(Front-end source files)
* Start *
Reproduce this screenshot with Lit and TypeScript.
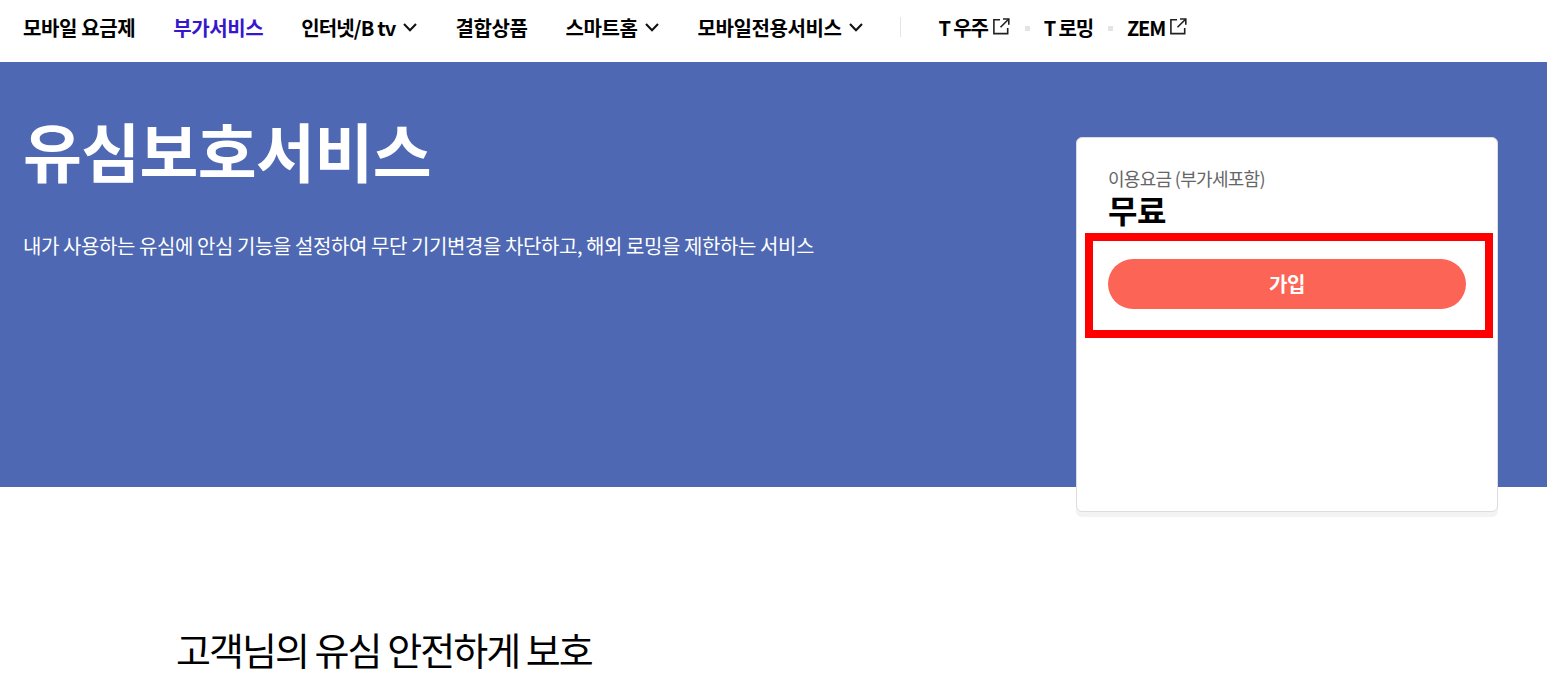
import { LitElement, html, css, svg } from "lit";
import { customElement } from "lit/decorators.js";

const chevron = svg`<svg class="chev" width="14" height="9" viewBox="0 0 14 9" fill="none"><path d="M1 1 L7 7.2 L13 1" stroke="#111" stroke-width="2.1"/></svg>`;
const ext = svg`<svg class="ext" width="17" height="17" viewBox="0 0 17 17" fill="none" stroke="#222" stroke-width="1.6"><path d="M7 1.8 H0.9 V15.6 H14.7 V10"/><path d="M10 1 H15.8 V6.8"/><path d="M15.8 1 L7.5 9.3"/></svg>`;

@customElement("app-root")
export class AppRoot extends LitElement {
  static styles = css`
    :host { display: block; width: 1547px; height: 696px; overflow: hidden; background: #fff;
      font-family: "Noto Sans CJK KR", "Noto Sans", sans-serif; color: #000; }
    .nav { display: flex; align-items: center; height: 62px; padding: 0 0 8px 23px; font-size: 20px; font-weight: 700; letter-spacing: -0.4px; white-space: nowrap; box-sizing: border-box; }
    .nav a { display: flex; align-items: center; }
    .chev { margin-left: 8px; margin-top: 1px; }
    .ext { margin-left: 5px; margin-top: -2px; }
    .active { color: #3617ce; }
    .tight { letter-spacing: -0.85px; }
    .tighter { letter-spacing: -1.15px; }
    .sep { width: 1px; height: 20px; background: #e4e4e4; margin: 0 37px 0 37px; }
    .dot { width: 5px; height: 5px; background: #e4e4e4; margin: 2px 14px 0 15px; }
    .m1 { margin-right: 38px; }
    .hero { display: flex; justify-content: space-between; align-items: flex-start; height: 425px; background: #4e68b3; padding: 0 49px 0 23px; box-sizing: border-box; color: #fff; }
    h1 { margin: 45px 0 0; font-size: 64px; line-height: 84px; font-weight: 700; letter-spacing: -0.6px; }
    .desc { margin: 41px 0 0; font-size: 20px; line-height: 28px; letter-spacing: -0.42px; font-weight: 400; }
    .card { width: 422px; height: 375px; margin-top: 75px; box-sizing: border-box; background: #fff; border: 1px solid #ddd; border-radius: 6px; box-shadow: 0 5px 0 #f3f3f3; color: #000; padding: 28px 4px 0 8px; flex: none; }
    .label { margin-left: 23px; font-size: 18px; line-height: 24px; color: #666; letter-spacing: -0.7px; }
    .price { margin: 1px 0 0 23px; font-size: 32px; line-height: 36px; font-weight: 700; letter-spacing: -0.4px; height: 42px; }
    .mark { border: 8px solid #f00; padding: 18px 19px 21px 15px; height: 105px; box-sizing: border-box; }
    .btn { height: 50px; padding-bottom: 2px; box-sizing: border-box; border-radius: 25px; background: #fc6455; color: #fff; font-size: 20px; font-weight: 700; display: flex; align-items: center; justify-content: center; letter-spacing: -0.4px; }
    h2 { margin: 134px 0 0 176px; font-size: 38px; line-height: 56px; font-weight: 400; letter-spacing: -1.95px; }
  `;

  render() {
    return html`
      <nav class="nav">
        <a class="m1">모바일 요금제</a>
        <a class="m1 active">부가서비스</a>
        <a class="m1 tight">인터넷/B tv ${chevron}</a>
        <a class="m1">결합상품</a>
        <a class="m1">스마트홈 ${chevron}</a>
        <a>모바일전용서비스 ${chevron}</a>
        <span class="sep"></span>
        <a class="tighter">T 우주 ${ext}</a><span class="dot"></span>
        <a class="tighter">T 로밍</a><span class="dot"></span>
        <a class="tighter">ZEM ${ext}</a>
      </nav>
      <section class="hero">
        <div>
          <h1>유심보호서비스</h1>
          <p class="desc">내가 사용하는 유심에 안심 기능을 설정하여 무단 기기변경을 차단하고, 해외 로밍을 제한하는 서비스</p>
        </div>
        <aside class="card">
          <div class="label">이용요금 (부가세포함)</div>
          <div class="price">무료</div>
          <div class="mark"><div class="btn">가입</div></div>
        </aside>
      </section>
      <h2>고객님의 유심 안전하게 보호</h2>
    `;
  }
}
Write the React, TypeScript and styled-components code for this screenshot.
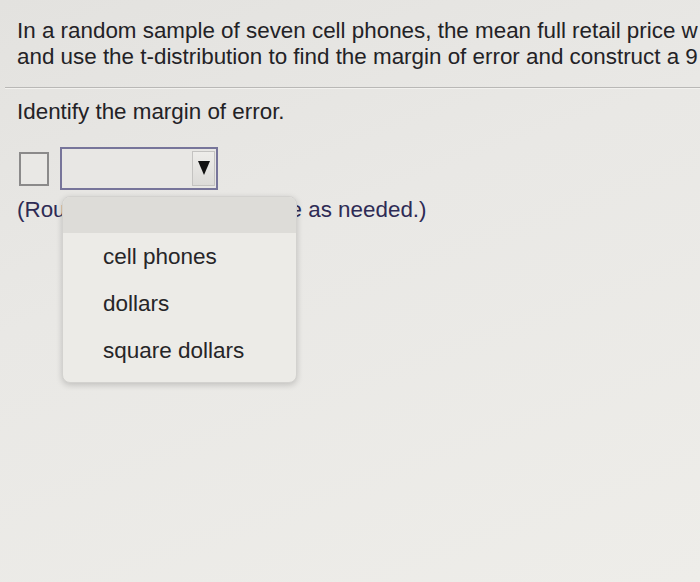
import styled, { createGlobalStyle } from 'styled-components';

const GlobalStyle = createGlobalStyle`
    html, body {
        margin: 0;
        padding: 0;
    }
    body {
        width: 700px;
        height: 582px;
        overflow: hidden;
        font-family: 'Liberation Sans', Arial, sans-serif;
    }
`;

const options = ['cell phones', 'dollars', 'square dollars'];

function App() {
    return (
        <Page>
            <GlobalStyle />
            <Question>
                <Line>In a random sample of seven cell phones, the mean full retail price w</Line>
                <Line>and use the t-distribution to find the margin of error and construct a 9</Line>
            </Question>
            <Divider />
            <Prompt>Identify the margin of error.</Prompt>
            <AnswerRow>
                <AnswerBox />
                <SelectWrap>
                    <SelectBox>
                        <ArrowButton>
                            <Arrow />
                        </ArrowButton>
                    </SelectBox>
                    <Popup>
                        <PopupHeader />
                        {options.map((o) => (
                            <Option key={o}>{o}</Option>
                        ))}
                    </Popup>
                </SelectWrap>
            </AnswerRow>
            <Note>(Round to one decimal place as needed.)</Note>
        </Page>
    );
}

const Page = styled.div`
    width: 700px;
    height: 582px;
    box-sizing: border-box;
    padding: 18px 0 0 0;
    background: linear-gradient(160deg, #e3e2df 0%, #e9e8e5 40%, #eeede9 100%);
    color: #232226;
    overflow: hidden;
`;

const Question = styled.div`
    padding-left: 17px;
    font-size: 22.4px;
    line-height: 26px;
`;

const Line = styled.div`
    white-space: nowrap;
    overflow: hidden;
`;

const Divider = styled.div`
    margin: 17px 0 0 5px;
    height: 1px;
    background: #b9b8b6;
    box-shadow: 0 1px 0 #f2f1ee;
`;

const Prompt = styled.div`
    padding: 11px 0 0 17px;
    font-size: 22.4px;
    line-height: 26px;
`;

const AnswerRow = styled.div`
    display: flex;
    align-items: center;
    gap: 11px;
    margin: 22px 0 0 19px;
`;

const AnswerBox = styled.div`
    width: 26px;
    height: 30px;
    border: 2px solid #8b8a8a;
    background: #e9e8e5;
`;

const SelectWrap = styled.div`
    position: relative;
`;

const SelectBox = styled.div`
    width: 153px;
    height: 39px;
    border: 2px solid #77759a;
    display: flex;
    justify-content: flex-end;
    align-items: center;
    padding-right: 1px;
    background: #e8e7e4;
`;

const ArrowButton = styled.div`
    width: 23px;
    height: 35px;
    box-sizing: border-box;
    border: 1px solid #c4c3c1;
    background: linear-gradient(#eeedea, #dcdbd8);
    display: flex;
    justify-content: center;
    align-items: center;
`;

const Arrow = styled.div`
    width: 0;
    height: 0;
    border-left: 6.5px solid transparent;
    border-right: 6.5px solid transparent;
    border-top: 14px solid #111;
    margin-top: -2px;
`;

const Popup = styled.div`
    position: absolute;
    left: 2px;
    top: 49px;
    width: 233px;
    height: 185px;
    border-radius: 8px;
    background: #ecebe7;
    border: 1px solid #d3d2cf;
    box-shadow: 0 2px 6px rgba(0, 0, 0, 0.18);
    overflow: hidden;
    z-index: 2;
`;

const PopupHeader = styled.div`
    height: 36px;
    background: #dddcd8;
    margin-bottom: 12px;
`;

const Option = styled.div`
    padding-left: 40px;
    height: 47px;
    font-size: 22.5px;
    line-height: 24px;
    color: #262528;
`;

const Note = styled.div`
    padding: 7px 0 0 17px;
    font-size: 22.4px;
    line-height: 26px;
    color: #2e2b55;
`;

export default App;
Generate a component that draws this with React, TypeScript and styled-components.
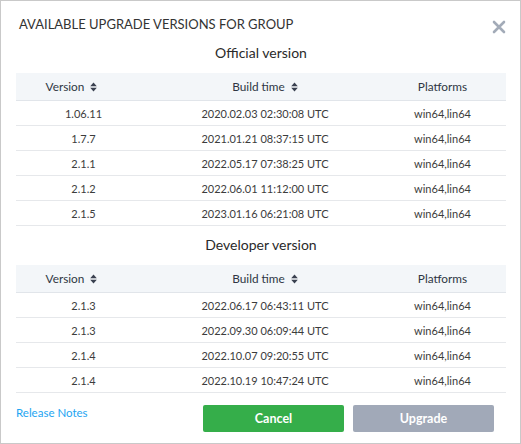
* End *
Your job is to transcribe the entries above exactly; skip the pictures.

» ANSWER
Reproduce this screenshot with Lit and TypeScript.
import { LitElement, html, css, svg } from "lit";
import { customElement } from "lit/decorators.js";

const chevron = svg`<svg class="chev" width="14" height="9" viewBox="0 0 14 9" fill="none"><path d="M1 1 L7 7.2 L13 1" stroke="#111" stroke-width="2.1"/></svg>`;
const ext = svg`<svg class="ext" width="17" height="17" viewBox="0 0 17 17" fill="none" stroke="#222" stroke-width="1.6"><path d="M7 1.8 H0.9 V15.6 H14.7 V10"/><path d="M10 1 H15.8 V6.8"/><path d="M15.8 1 L7.5 9.3"/></svg>`;

@customElement("app-root")
export class AppRoot extends LitElement {
  static styles = css`
    :host { display: block; width: 1547px; height: 696px; overflow: hidden; background: #fff;
      font-family: "Noto Sans CJK KR", "Noto Sans", sans-serif; color: #000; }
    .nav { display: flex; align-items: center; height: 62px; padding: 0 0 8px 23px; font-size: 20px; font-weight: 700; letter-spacing: -0.4px; white-space: nowrap; box-sizing: border-box; }
    .nav a { display: flex; align-items: center; }
    .chev { margin-left: 8px; margin-top: 1px; }
    .ext { margin-left: 5px; margin-top: -2px; }
    .active { color: #3617ce; }
    .tight { letter-spacing: -0.85px; }
    .tighter { letter-spacing: -1.15px; }
    .sep { width: 1px; height: 20px; background: #e4e4e4; margin: 0 37px 0 37px; }
    .dot { width: 5px; height: 5px; background: #e4e4e4; margin: 2px 14px 0 15px; }
    .m1 { margin-right: 38px; }
    .hero { display: flex; justify-content: space-between; align-items: flex-start; height: 425px; background: #4e68b3; padding: 0 49px 0 23px; box-sizing: border-box; color: #fff; }
    h1 { margin: 45px 0 0; font-size: 64px; line-height: 84px; font-weight: 700; letter-spacing: -0.6px; }
    .desc { margin: 41px 0 0; font-size: 20px; line-height: 28px; letter-spacing: -0.42px; font-weight: 400; }
    .card { width: 422px; height: 375px; margin-top: 75px; box-sizing: border-box; background: #fff; border: 1px solid #ddd; border-radius: 6px; box-shadow: 0 5px 0 #f3f3f3; color: #000; padding: 28px 4px 0 8px; flex: none; }
    .label { margin-left: 23px; font-size: 18px; line-height: 24px; color: #666; letter-spacing: -0.7px; }
    .price { margin: 1px 0 0 23px; font-size: 32px; line-height: 36px; font-weight: 700; letter-spacing: -0.4px; height: 42px; }
    .mark { border: 8px solid #f00; padding: 18px 19px 21px 15px; height: 105px; box-sizing: border-box; }
    .btn { height: 50px; padding-bottom: 2px; box-sizing: border-box; border-radius: 25px; background: #fc6455; color: #fff; font-size: 20px; font-weight: 700; display: flex; align-items: center; justify-content: center; letter-spacing: -0.4px; }
    h2 { margin: 134px 0 0 176px; font-size: 38px; line-height: 56px; font-weight: 400; letter-spacing: -1.95px; }
  `;

  render() {
    return html`
      <nav class="nav">
        <a class="m1">모바일 요금제</a>
        <a class="m1 active">부가서비스</a>
        <a class="m1 tight">인터넷/B tv ${chevron}</a>
        <a class="m1">결합상품</a>
        <a class="m1">스마트홈 ${chevron}</a>
        <a>모바일전용서비스 ${chevron}</a>
        <span class="sep"></span>
        <a class="tighter">T 우주 ${ext}</a><span class="dot"></span>
        <a class="tighter">T 로밍</a><span class="dot"></span>
        <a class="tighter">ZEM ${ext}</a>
      </nav>
      <section class="hero">
        <div>
          <h1>유심보호서비스</h1>
          <p class="desc">내가 사용하는 유심에 안심 기능을 설정하여 무단 기기변경을 차단하고, 해외 로밍을 제한하는 서비스</p>
        </div>
        <aside class="card">
          <div class="label">이용요금 (부가세포함)</div>
          <div class="price">무료</div>
          <div class="mark"><div class="btn">가입</div></div>
        </aside>
      </section>
      <h2>고객님의 유심 안전하게 보호</h2>
    `;
  }
}
Write the React, TypeScript and styled-components code for this screenshot.
import styled, { createGlobalStyle } from 'styled-components';

const GlobalStyle = createGlobalStyle`
    html, body {
        margin: 0;
        padding: 0;
    }
    body {
        width: 700px;
        height: 582px;
        overflow: hidden;
        font-family: 'Liberation Sans', Arial, sans-serif;
    }
`;

const options = ['cell phones', 'dollars', 'square dollars'];

function App() {
    return (
        <Page>
            <GlobalStyle />
            <Question>
                <Line>In a random sample of seven cell phones, the mean full retail price w</Line>
                <Line>and use the t-distribution to find the margin of error and construct a 9</Line>
            </Question>
            <Divider />
            <Prompt>Identify the margin of error.</Prompt>
            <AnswerRow>
                <AnswerBox />
                <SelectWrap>
                    <SelectBox>
                        <ArrowButton>
                            <Arrow />
                        </ArrowButton>
                    </SelectBox>
                    <Popup>
                        <PopupHeader />
                        {options.map((o) => (
                            <Option key={o}>{o}</Option>
                        ))}
                    </Popup>
                </SelectWrap>
            </AnswerRow>
            <Note>(Round to one decimal place as needed.)</Note>
        </Page>
    );
}

const Page = styled.div`
    width: 700px;
    height: 582px;
    box-sizing: border-box;
    padding: 18px 0 0 0;
    background: linear-gradient(160deg, #e3e2df 0%, #e9e8e5 40%, #eeede9 100%);
    color: #232226;
    overflow: hidden;
`;

const Question = styled.div`
    padding-left: 17px;
    font-size: 22.4px;
    line-height: 26px;
`;

const Line = styled.div`
    white-space: nowrap;
    overflow: hidden;
`;

const Divider = styled.div`
    margin: 17px 0 0 5px;
    height: 1px;
    background: #b9b8b6;
    box-shadow: 0 1px 0 #f2f1ee;
`;

const Prompt = styled.div`
    padding: 11px 0 0 17px;
    font-size: 22.4px;
    line-height: 26px;
`;

const AnswerRow = styled.div`
    display: flex;
    align-items: center;
    gap: 11px;
    margin: 22px 0 0 19px;
`;

const AnswerBox = styled.div`
    width: 26px;
    height: 30px;
    border: 2px solid #8b8a8a;
    background: #e9e8e5;
`;

const SelectWrap = styled.div`
    position: relative;
`;

const SelectBox = styled.div`
    width: 153px;
    height: 39px;
    border: 2px solid #77759a;
    display: flex;
    justify-content: flex-end;
    align-items: center;
    padding-right: 1px;
    background: #e8e7e4;
`;

const ArrowButton = styled.div`
    width: 23px;
    height: 35px;
    box-sizing: border-box;
    border: 1px solid #c4c3c1;
    background: linear-gradient(#eeedea, #dcdbd8);
    display: flex;
    justify-content: center;
    align-items: center;
`;

const Arrow = styled.div`
    width: 0;
    height: 0;
    border-left: 6.5px solid transparent;
    border-right: 6.5px solid transparent;
    border-top: 14px solid #111;
    margin-top: -2px;
`;

const Popup = styled.div`
    position: absolute;
    left: 2px;
    top: 49px;
    width: 233px;
    height: 185px;
    border-radius: 8px;
    background: #ecebe7;
    border: 1px solid #d3d2cf;
    box-shadow: 0 2px 6px rgba(0, 0, 0, 0.18);
    overflow: hidden;
    z-index: 2;
`;

const PopupHeader = styled.div`
    height: 36px;
    background: #dddcd8;
    margin-bottom: 12px;
`;

const Option = styled.div`
    padding-left: 40px;
    height: 47px;
    font-size: 22.5px;
    line-height: 24px;
    color: #262528;
`;

const Note = styled.div`
    padding: 7px 0 0 17px;
    font-size: 22.4px;
    line-height: 26px;
    color: #2e2b55;
`;

export default App;
Generate a component that draws this with React, TypeScript and styled-components.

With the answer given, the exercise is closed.